March 18, 2012 11:38 PM Subscribe
I need help setting limits and protecting my feelings in friendships with men.
posted by bearette to human relations (18 answers total) 8 users marked this as a favorite
I'm single, in my early 30's, and seem to have, in the past year or so, developed a pattern of having several male friends who are unavailable for dating, but who act sort of intimate or flirtatious with me. I like this, because on the one hand I like not being tied down in a relationship, but at the same time, sometimes it hurts.

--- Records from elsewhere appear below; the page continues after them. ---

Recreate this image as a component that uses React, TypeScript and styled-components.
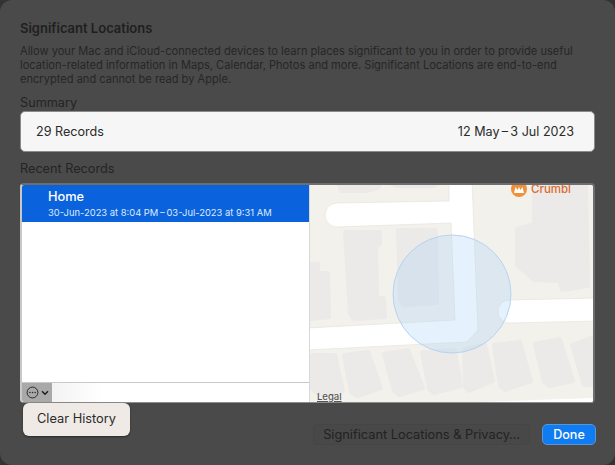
import styled, { createGlobalStyle } from 'styled-components';

const GlobalStyle = createGlobalStyle`
  html, body {
    margin: 0;
    padding: 0;
    width: 615px;
    height: 465px;
    overflow: hidden;
    background: #333333;
    font-family: "Inter", "Liberation Sans", sans-serif;
  }
`;

const Sheet = styled.div`
  position: relative;
  width: 615px;
  height: 465px;
  box-sizing: border-box;
  padding: 20px 20px 0 20px;
  background: #4a4a4a;
  border-radius: 12px;
  color: #222222;
`;

const Title = styled.h1`
  margin: 0;
  height: 17px;
  line-height: 17px;
  font-size: 13px;
  font-weight: 600;
  color: #1f1f1f;
`;

const Description = styled.p`
  margin: 7px 0 0;
  width: 560px;
  font-size: 11.1px;
  line-height: 14px;
  color: #262626;
`;

const SectionLabel = styled.div`
  margin: 8px 0 0;
  height: 17px;
  line-height: 17px;
  font-size: 12.7px;
  color: #242424;
`;

const SummaryBox = styled.div`
  display: flex;
  align-items: center;
  justify-content: space-between;
  box-sizing: border-box;
  height: 41px;
  padding: 0 20px 0 15px;
  background: #f6f6f6;
  border: 1px solid #8a8a8a;
  border-radius: 5px;
  font-size: 12.6px;
  color: #2a2a2a;
`;

const RecordsBox = styled.div`
  display: flex;
  box-sizing: border-box;
  height: 220px;
  margin-top: 6px;
  background: #ffffff;
  border: solid;
  border-width: 2px 2px 1px 2px;
  border-color: #6e6e6e #6e6e6e #8c8c8c #c8c8c8;
  border-radius: 4px;
  overflow: hidden;
`;

const ListColumn = styled.div`
  display: flex;
  flex-direction: column;
  width: 287px;
  flex: none;
  background: #ffffff;
  border-right: 1px solid #d8d8d8;
`;

const ListBody = styled.div`
  flex: 1;
`;

const SelectedRow = styled.div`
  box-sizing: border-box;
  height: 37px;
  padding: 4px 0 0 26px;
  background: #0a63dc;
  color: #ffffff;
`;

const RowTitle = styled.div`
  height: 16px;
  line-height: 16px;
  font-size: 12.8px;
  font-weight: 500;
`;

const RowDates = styled.div`
  height: 13px;
  line-height: 13px;
  margin-top: 1px;
  font-size: 9.4px;
  color: #dfeaff;
`;

const ListFooter = styled.div`
  display: flex;
  height: 19px;
  border-top: 1px solid #c9c9c9;
  background: linear-gradient(90deg, #ececec 0, #ffffff 80px);
`;

const ActionButton = styled.div`
  display: flex;
  align-items: center;
  justify-content: center;
  gap: 2px;
  width: 30px;
  background: #a9a9a9;
  color: #2a2a2a;
`;

const MapPane = styled.div`
  position: relative;
  flex: 1;
  background: #f3f1ec;
  overflow: hidden;
`;

const MapDrawing = styled.svg`
  display: block;
  width: 100%;
  height: 100%;
  filter: blur(0.5px);
`;

const LegalLink = styled.span`
  position: absolute;
  left: 7px;
  bottom: 0;
  font-size: 9.5px;
  font-weight: 500;
  color: #555555;
  text-decoration: underline;
`;

const PoiLabel = styled.span`
  position: absolute;
  top: -4px;
  left: 201px;
  display: flex;
  align-items: center;
  gap: 4px;
  line-height: 8px;
  font-size: 11.5px;
  font-weight: 500;
  color: #dd6a2d;
`;

const PoiBadge = styled.span`
  display: flex;
  align-items: center;
  justify-content: center;
  width: 16px;
  height: 16px;
  border-radius: 50%;
  background: #f0913a;
`;

const Footer = styled.div`
  display: flex;
  justify-content: flex-end;
  align-items: center;
  gap: 12px;
  margin: 21px -1px 0 0;
`;

const SecondaryButton = styled.div`
  box-sizing: border-box;
  height: 21px;
  line-height: 19px;
  padding: 0 9px;
  border-radius: 4px;
  background: #484848;
  border: 1px solid #454545;
  font-size: 12.8px;
  color: #222222;
`;

const PrimaryButton = styled.div`
  box-sizing: border-box;
  width: 54px;
  height: 21px;
  line-height: 19px;
  text-align: center;
  border-radius: 5px;
  background: #0f7cf2;
  border: 1px solid #5a95d8;
  font-size: 12.6px;
  font-weight: 500;
  color: #ffffff;
`;

const Popup = styled.div`
  position: absolute;
  left: 23px;
  top: 403px;
  box-sizing: border-box;
  width: 107px;
  height: 33px;
  line-height: 32px;
  text-align: center;
  border-radius: 6px;
  background: #efeae6;
  box-shadow: 0 1px 2px rgba(0, 0, 0, 0.45);
  font-size: 12.8px;
  color: #2a2a2a;
`;

const buildings = [
  'M29 0L70 0L68 4L55 7L31 7Z',
  'M82 0L126 0L124 2L86 2Z',
  'M35 48L70 48L70 60L66 63L67 114L74 114L75 133L44 135L40 130Z',
  'M88 46L126 46L127 119L93 121L90 116Z',
  'M0 80L8 80L8 89L18 89L19 133L0 135Z',
  'M224 1L276 1L278 102L252 106L250 97L224 96L207 81L207 45L224 40Z',
  'M2 171L25 171L33 207L9 211L2 205Z',
  'M34 171L58 168L71 204L47 212L41 208Z',
  'M74 170L98 166L113 204L89 211L84 207Z',
  'M112 168L145 166L151 202L124 209L119 205Z',
  'M154 165L175 161L183 197L159 207L155 203Z',
  'M184 161L210 158L221 197L195 206L190 202Z',
  'M225 160L250 155L263 197L239 202L234 198Z',
  'M262 161L283 153L283 201L274 201Z',
];

function MapArt() {
  return (
    <MapDrawing viewBox="0 1 283 217" preserveAspectRatio="none">
      <g fill="#ebeae8" stroke="#ebeae8" strokeWidth="4" strokeLinejoin="round">
        {buildings.map((d) => (
          <path key={d} d={d} />
        ))}
      </g>
      <g fill="#ffffff" stroke="#e9e6df" strokeWidth="0.8">
        <path d="M139 -4L162 -4L168 146L157 158L-2 166L-2 144L145 136L141 39L27 43A12 12 0 0 1 27 19L139 17Z" />
        <path d="M290 114L200 116A11.500 11.500 0 0 0 199 139L290 137Z" />
      </g>
      <path d="M170 218L285 214V220H170Z" fill="#ffffff" />
      <circle cx="142" cy="110" r="59" fill="rgb(170,210,248)" fillOpacity="0.3" stroke="#b5d3f0" strokeWidth="1" />
    </MapDrawing>
  );
}

export default function App() {
  return (
    <>
      <GlobalStyle />
      <Sheet>
        <Title>Significant Locations</Title>
        <Description>
          Allow your Mac and iCloud-connected devices to learn places significant to you in order to provide useful
          location-related information in Maps, Calendar, Photos and more. Significant Locations are end-to-end
          encrypted and cannot be read by Apple.
        </Description>
        <SectionLabel>Summary</SectionLabel>
        <SummaryBox>
          <span>29 Records</span>
          <span>12 May{'\u2009'}–{'\u2009'}3 Jul 2023</span>
        </SummaryBox>
        <SectionLabel>Recent Records</SectionLabel>
        <RecordsBox>
          <ListColumn>
            <ListBody>
              <SelectedRow>
                <RowTitle>Home</RowTitle>
                <RowDates>30-Jun-2023 at 8:04 PM{'\u2009'}–{'\u2009'}03-Jul-2023 at 9:31 AM</RowDates>
              </SelectedRow>
            </ListBody>
            <ListFooter>
              <ActionButton>
                <svg width="13" height="13" viewBox="0 0 13 13">
                  <circle cx="6.5" cy="6.5" r="5.4" fill="none" stroke="#2a2a2a" strokeWidth="1" />
                  <circle cx="3.9" cy="6.5" r="0.8" fill="#2a2a2a" />
                  <circle cx="6.5" cy="6.5" r="0.8" fill="#2a2a2a" />
                  <circle cx="9.1" cy="6.5" r="0.8" fill="#2a2a2a" />
                </svg>
                <svg width="8" height="6" viewBox="0 0 8 6">
                  <path d="M1 1.2l3 3 3-3" fill="none" stroke="#1f1f1f" strokeWidth="1.5" />
                </svg>
              </ActionButton>
            </ListFooter>
          </ListColumn>
          <MapPane>
            <MapArt />
            <PoiLabel>
              <PoiBadge>
                <svg width="12" height="9" viewBox="0 0 12 9">
                  <path d="M1 8L2.500 2L4.500 5L6 2L7.500 5L9.500 2L11 8Z" fill="#ffffff" />
                </svg>
              </PoiBadge>
              Crumbl
            </PoiLabel>
            <LegalLink>Legal</LegalLink>
          </MapPane>
        </RecordsBox>
        <Footer>
          <SecondaryButton>Significant Locations &amp; Privacy…</SecondaryButton>
          <PrimaryButton>Done</PrimaryButton>
        </Footer>
        <Popup>Clear History</Popup>
      </Sheet>
    </>
  );
}
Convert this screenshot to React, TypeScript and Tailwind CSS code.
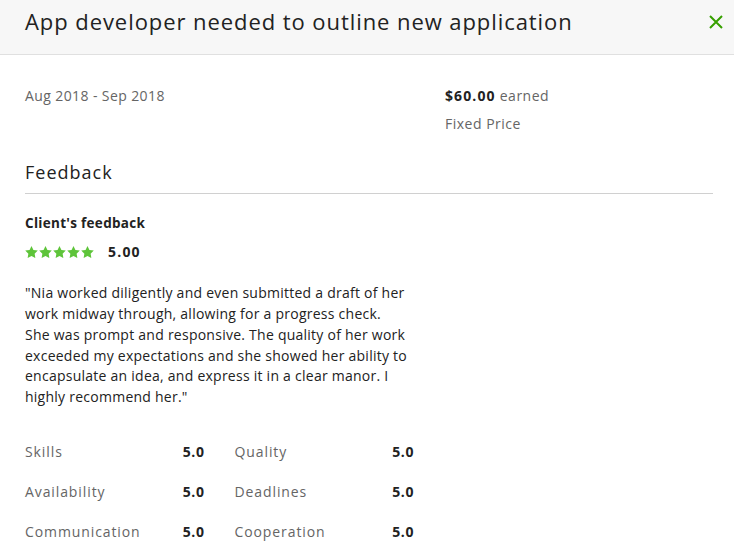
import React from "react";

const ratings = [
	["Skills", "5.0", "Quality", "5.0"],
	["Availability", "5.0", "Deadlines", "5.0"],
	["Communication", "5.0", "Cooperation", "5.0"],
];

function Star() {
	return (
		<svg width="13" height="12" viewBox="0 0 24 23" className="fill-[#5ec43a]">
			<path d="M12 0l3.7 7.6 8.3 1.2-6 5.9 1.4 8.3L12 19l-7.4 4 1.4-8.3-6-5.9 8.3-1.2z" />
		</svg>
	);
}

export default function App() {
	return (
		<div className="w-[734px] h-[556px] overflow-hidden bg-white text-[#222] font-['Open_Sans',sans-serif]">
			<div className="h-[55px] bg-[#f7f7f7] border-b border-[#e0e0e0] flex items-center justify-between pl-[25px] pr-[10px] pb-[11px]">
				<h1 className="text-[22px] text-[#222] tracking-[0.93px]">App developer needed to outline new application</h1>
				<svg width="16" height="16" viewBox="0 0 16 16" className="stroke-[#37a000]">
					<path d="M2 2l12 12M14 2L2 14" strokeWidth="2" />
				</svg>
			</div>

			<div className="pl-[25px] pr-[21px] pt-[30px]">
				<div className="flex text-[14px] text-[#656565]">
					<div className="w-[420px] tracking-[0.4px]">Aug 2018 - Sep 2018</div>
					<div className="flex flex-col gap-[7px] tracking-[0.5px]">
						<div>
							<span className="font-bold text-[#222] tracking-[1.1px]">$60.00</span> earned
						</div>
						<div>Fixed Price</div>
					</div>
				</div>

				<h2 className="mt-[25px] text-[18px] text-[#222] pb-[7px] border-b border-[#d0d0d0] tracking-[1px]">Feedback</h2>

				<div className="mt-[19px] text-[13.5px] font-bold tracking-[0.3px]">Client's feedback</div>
				<div className="mt-[8px] flex items-center">
					<div className="flex gap-[1px]">
						<Star />
						<Star />
						<Star />
						<Star />
						<Star />
					</div>
					<span className="ml-[14px] text-[14px] font-bold tracking-[1.2px]">5.00</span>
				</div>

				<p className="mt-[21px] w-[382px] text-[14px] leading-[20.8px] text-[#222] tracking-[0.25px]">
					"Nia worked diligently and even submitted a draft of her work midway through, allowing for a progress check. She
					was prompt and responsive. The quality of her work exceeded my expectations and she showed her ability to
					encapsulate an idea, and express it in a clear manor. I highly recommend her."
				</p>

				<div className="mt-[33px] w-[389px] grid grid-cols-2 gap-x-[30px] gap-y-[19px] text-[14px] tracking-[0.9px]">
					{ratings.map((r) => (
						<React.Fragment key={r[0]}>
							<div className="flex justify-between">
								<span className="text-[#656565]">{r[0]}</span>
								<span className="font-bold tracking-[0.6px]">{r[1]}</span>
							</div>
							<div className="flex justify-between">
								<span className="text-[#656565]">{r[2]}</span>
								<span className="font-bold tracking-[0.6px]">{r[3]}</span>
							</div>
						</React.Fragment>
					))}
				</div>
			</div>
		</div>
	);
}
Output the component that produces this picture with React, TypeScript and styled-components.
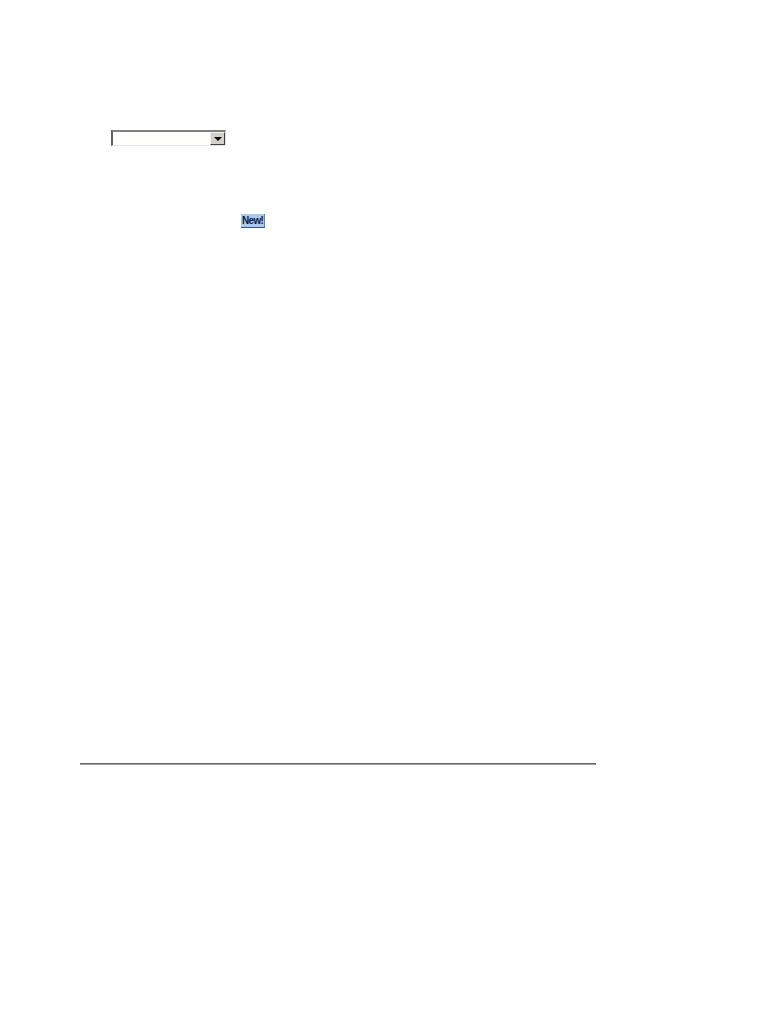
import { FC } from 'react'
import styled, { createGlobalStyle } from 'styled-components'

const Global = createGlobalStyle`
  html, body {
    margin: 0;
    padding: 0;
    background: #ffffff;
    font-family: 'Liberation Sans', Arial, sans-serif;
  }
`

const Page = styled.div`
  width: 768px;
  height: 1024px;
  display: flex;
  flex-direction: column;
`

const SelectRow = styled.div`
  padding: 130px 0 0 111px;
  display: flex;
`

const Select = styled.div`
  width: 115px;
  height: 16px;
  box-sizing: border-box;
  display: flex;
  border-top: 2px solid #808080;
  border-left: 2px solid #606060;
  border-right: 1px solid #e0e0e0;
  border-bottom: 1px solid #e6e6e6;
  background: #fefefa;
`

const SelectField = styled.div`
  flex: 1;
`

const SelectButton = styled.div`
  width: 15px;
  box-sizing: border-box;
  background: #d4d0c8;
  border-left: 1px solid #f0f0f0;
  border-top: 1px solid #f0f0f0;
  border-right: 1px solid #404040;
  border-bottom: 1px solid #404040;
  display: flex;
  align-items: center;
  justify-content: center;
`

const Arrow = styled.div`
  width: 0;
  height: 0;
  border-left: 4px solid transparent;
  border-right: 4px solid transparent;
  border-top: 4px solid #000;
`

const BadgeRow = styled.div`
  padding: 68px 0 0 241px;
  display: flex;
`

const Badge = styled.span`
  display: inline-block;
  box-sizing: border-box;
  height: 14px;
  padding: 0 1px;
  background: #aac8f0;
  border-bottom: 1px solid #3050a0;
  border-right: 1px solid #6080c0;
  color: #0a1a4a;
  font-family: 'Liberation Sans', Arial, sans-serif;
  font-size: 10px;
  font-weight: bold;
  line-height: 13px;
  letter-spacing: -0.7px;
  white-space: nowrap;
`

const Rule = styled.hr`
  margin: 535px 0 0 80px;
  width: 516px;
  height: 0;
  border: none;
  border-top: 1px solid #6a6a6a;
  border-bottom: 1px solid #9a9a9a;
`

const App: FC = () => {
  return (
    <Page>
      <Global />
      <SelectRow>
        <Select>
          <SelectField />
          <SelectButton>
            <Arrow />
          </SelectButton>
        </Select>
      </SelectRow>
      <BadgeRow>
        <Badge>New!</Badge>
      </BadgeRow>
      <Rule />
    </Page>
  )
}

export default App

One of my good male friends used to be a coworker, and has had a girlfriend since I've known him. We spent a lot of time talking at the office and became friendly while rarely hanging out outside of the office. There was a lot of sexual tension. We no longer work together but talk online frequently and also meet up maybe once every 2 weeks, usually with others.
Last night he chatted with me online, saying he was thinking of breaking up with his girlfriend. I tried to remain as objective as possible and encouraged him to communicate with her, but I couldn't help feeling hopeful that he and I would have a chance. Then, today, he told me that things are fine after they talked. And I felt so disappointed.
Right now I am thinking I should a.) stop inviting him out,[he often will come out with me and others, but does not suggest outings himself] and b.) stop being available so much to chat online. I think these things will help me to feel less hurt. I'm very good at listening, counseling people, and saying things to make them feel better when they are hurt. I truly like helping people, but at times I feel so disappointed and hurt when I am invested.
I wonder if any of you can help me set limits by giving me some concrete ideas about how to act with guy friends I am interested in but who are not available? (the above is just an example; there are others).